El cuarto, un inválido, fue devuelto. Saltó otro animalito sin fuerzas, que perdió las manos. Hubo protestas. La presidenta, que un día más estuvo desacertada, cambió el tercio de varas con un simple picotazo. La bronca fue sonora, pero no hizo mella en María Isabel Moreno, que aprobó un encierro de Juan Pedro Domecq impropio para la plaza de Sevilla. Ponce, ante los gritos de ¡Fraude! y ¡Estafadores! cortó por lo sano. El valenciano, máxima figura del toreo, dio ayer un petardo de órdago al venir a la Maestranza con esa porquería de ganado. Un petardo con permiso de la autoridad y de la empresa, cuyos veedores deben buscar un toro acorde con la categoría de la plaza.

Sebastián Castella, con más voluntad que acierto, se empeñó en torear en los medios, cuando Eolo se asomó para sumarse a la lidia de un segundo animal sin poder alguno, con el que se realizó un paripé en el tercio de varas. El francés aguantó coladas y coladas. No hubo toreo ni podía haberlo en esos terrenos.

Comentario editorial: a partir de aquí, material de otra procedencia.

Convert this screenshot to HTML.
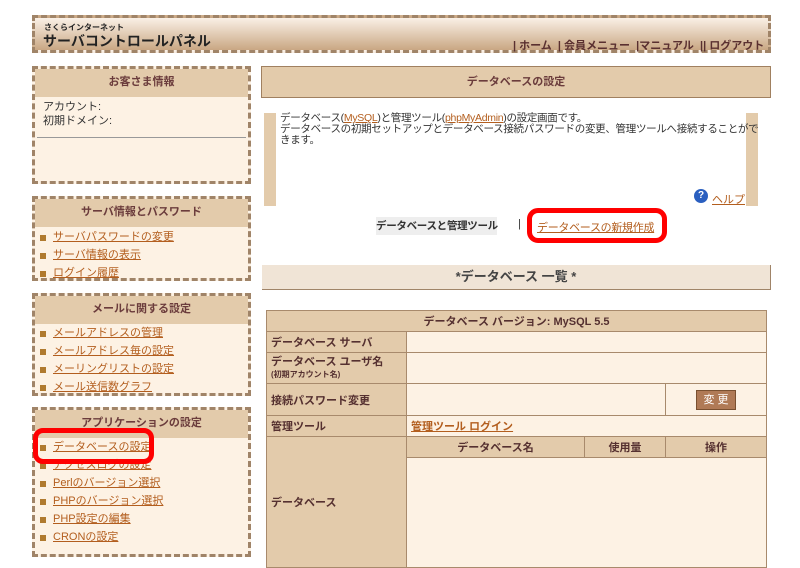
<!DOCTYPE html>
<html><head><meta charset="utf-8"><style>
*{margin:0;padding:0;box-sizing:border-box}
body{width:800px;height:550px;background:#fff;position:relative;overflow:hidden;font-family:"Liberation Sans","Noto Sans CJK JP",sans-serif;font-size:11px;color:#333}
.a{position:absolute;white-space:nowrap}
.dash{border:3px dashed #a08468}
.hd{background:#e3cbab;color:#6b3c3c;font-weight:bold;text-align:center}
.lk{color:#b35e1e;text-decoration:underline}
ul{list-style:none}
li{height:18px;line-height:18px;padding-left:18px;position:relative}
li:before{content:"";position:absolute;left:5px;top:7px;width:6px;height:6px;background:#b07a2e}
table{table-layout:fixed}
td{border:1px solid #a88a6c;font-size:11px;padding:0 4px;white-space:nowrap;overflow:hidden}
.th{background:#e3cbab;font-weight:bold;color:#553030}
.tv{background:#fdf2e4}
</style></head><body>
<div class="a dash" style="left:32px;top:15px;width:739px;height:38px;background:linear-gradient(#faf0e6,#c9a783)"></div>
<div class="a" style="left:44px;top:22px;font-size:8px;font-weight:bold;color:#222">さくらインターネット</div>
<div class="a" style="left:43px;top:31px;font-size:14px;font-weight:bold;color:#222">サーバコントロールパネル</div>
<div class="a" style="left:513px;top:37px;font-size:11px;font-weight:bold;color:#5a3030">| ホーム &nbsp;| 会員メニュー &nbsp;|マニュアル &nbsp;|| ログアウト</div>

<div class="a dash" style="left:32px;top:66px;width:219px;height:118px;background:#fdf2e4">
<div class="hd" style="height:28px;line-height:26px">お客さま情報</div>
<div style="padding:3px 8px;line-height:14px">アカウント:<br>初期ドメイン:</div>
<div style="margin:6px 2px 0;border-top:1px solid #999"></div></div>

<div class="a dash" style="left:32px;top:196px;width:219px;height:85px;background:#fdf2e4">
<div class="hd" style="height:28px;line-height:26px">サーバ情報とパスワード</div>
<ul style="padding-top:1px"><li><span class="lk">サーバパスワードの変更</span></li><li><span class="lk">サーバ情報の表示</span></li><li><span class="lk">ログイン履歴</span></li></ul></div>

<div class="a dash" style="left:32px;top:293px;width:219px;height:103px;background:#fdf2e4">
<div class="hd" style="height:28px;line-height:26px">メールに関する設定</div>
<ul><li><span class="lk">メールアドレスの管理</span></li><li><span class="lk">メールアドレス毎の設定</span></li><li><span class="lk">メーリングリストの設定</span></li><li><span class="lk">メール送信数グラフ</span></li></ul></div>

<div class="a dash" style="left:32px;top:407px;width:219px;height:150px;background:#fdf2e4">
<div class="hd" style="height:28px;line-height:26px">アプリケーションの設定</div>
<ul><li><span class="lk">データベースの設定</span></li><li><span class="lk">アクセスログの設定</span></li><li><span class="lk">Perlのバージョン選択</span></li><li><span class="lk">PHPのバージョン選択</span></li><li><span class="lk">PHP設定の編集</span></li><li><span class="lk">CRONの設定</span></li></ul></div>
<div class="a" style="left:33px;top:428px;width:121px;height:36px;border:5px solid #f00;border-radius:10px"></div>

<div class="a hd" style="left:261px;top:66px;width:510px;height:32px;line-height:30px;border:1px solid #a08060">データベースの設定</div>
<div class="a" style="left:264px;top:113px;width:12px;height:93px;background:#e3cbab"></div>
<div class="a" style="left:746px;top:113px;width:12px;height:93px;background:#e3cbab"></div>
<div class="a" style="left:280px;top:113px;line-height:11px;font-size:10.5px;letter-spacing:-0.3px">データベース(<span class="lk">MySQL</span>)と管理ツール(<span class="lk">phpMyAdmin</span>)の設定画面です。<br>データベースの初期セットアップとデータベース接続パスワードの変更、管理ツールへ接続することがで<br>きます。</div>
<div class="a" style="left:694px;top:189px;width:14px;height:14px;border-radius:50%;background:#2a5fc0;color:#fff;font-size:10px;font-weight:bold;text-align:center;line-height:14px">?</div>
<div class="a lk" style="left:712px;top:191px">ヘルプ</div>

<div class="a" style="left:376px;top:217px;width:121px;height:18px;background:#eee;font-weight:bold;line-height:18px;text-align:center;font-size:10.5px;letter-spacing:-0.3px">データベースと管理ツール</div>
<div class="a" style="left:518px;top:218px">|</div>
<div class="a lk" style="left:537px;top:219px;letter-spacing:-0.3px">データベースの新規作成</div>
<div class="a" style="left:527px;top:208px;width:140px;height:35px;border:5px solid #f00;border-radius:11px"></div>

<div class="a" style="left:262px;top:265px;width:509px;height:25px;background:#f0e4d6;border-bottom:1px solid #a08468;border-right:1px solid #a08468;text-align:center;font-size:13px;font-weight:bold;line-height:24px;color:#444">*データベース 一覧 *</div>

<table class="a" style="left:266px;top:310px;width:500px;border-collapse:collapse">
<colgroup><col style="width:140px"><col style="width:178px"><col style="width:81px"><col style="width:101px"></colgroup>
<tr style="height:21px"><td colspan="4" class="th" style="text-align:center">データベース バージョン: MySQL 5.5</td></tr>
<tr style="height:21px"><td class="th">データベース サーバ</td><td colspan="3" class="tv"></td></tr>
<tr style="height:31px"><td class="th" style="line-height:12px">データベース ユーザ名<br><span style="font-size:8px">(初期アカウント名)</span></td><td colspan="3" class="tv"></td></tr>
<tr style="height:32px"><td class="th">接続パスワード変更</td><td colspan="2" class="tv"></td><td class="tv" style="text-align:center"><span style="display:inline-block;width:40px;height:20px;background:#b07a56;border:1px solid #7a5030;color:#fff;line-height:18px;font-size:11px">変 更</span></td></tr>
<tr style="height:21px"><td class="th">管理ツール</td><td colspan="3" class="tv"><span class="lk" style="font-weight:bold">管理ツール ログイン</span></td></tr>
<tr style="height:21px"><td class="th" rowspan="2">データベース</td><td class="th" style="text-align:center">データベース名</td><td class="th" style="text-align:center">使用量</td><td class="th" style="text-align:center">操作</td></tr>
<tr style="height:110px"><td colspan="3" class="tv"></td></tr>
</table>
</body></html>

El quinto, una cabra que ni se tapaba con la cara, con el mismo trapío que los novillos que sueltan a los chavales en las becerradas nocturnas de julio en la Maestranza. El público de Sevilla, siempre respetuoso, perdió la paciencia. Primero, palmas de tango. Luego, algunas protestas. De nuevo, la presidenta pasó. Sin estar preparado el picador, el torete derribó a la cabalgadura. Eso sirvió para que los ánimos se enfriaran. No hubo otra entrada al caballo. Castella brindó su labor. Pase por la espalda en los medios. Con la izquierda, un par de muletazos templados y dos trincherillas graciosas. Sonó la música como si allí estuviéramos ante la grandeza de la Fiesta, con el toro-toro. Luego, derechazos, un arrimón, un circular invertido. Como si nada importara el trapío, aquí paz y después gloria. Únicamente el grito sarcástico de ¡Indulto!. Un pinchazo antes de la estocada frenó a otros entusiastas que habían jaleado parte de la faena.

La lluvia y la dulce sinfonía que Manzanares sacó al sexto no nos hace olvidar que los becerros en esta plaza, como las bicicletas, deben ser para el verano.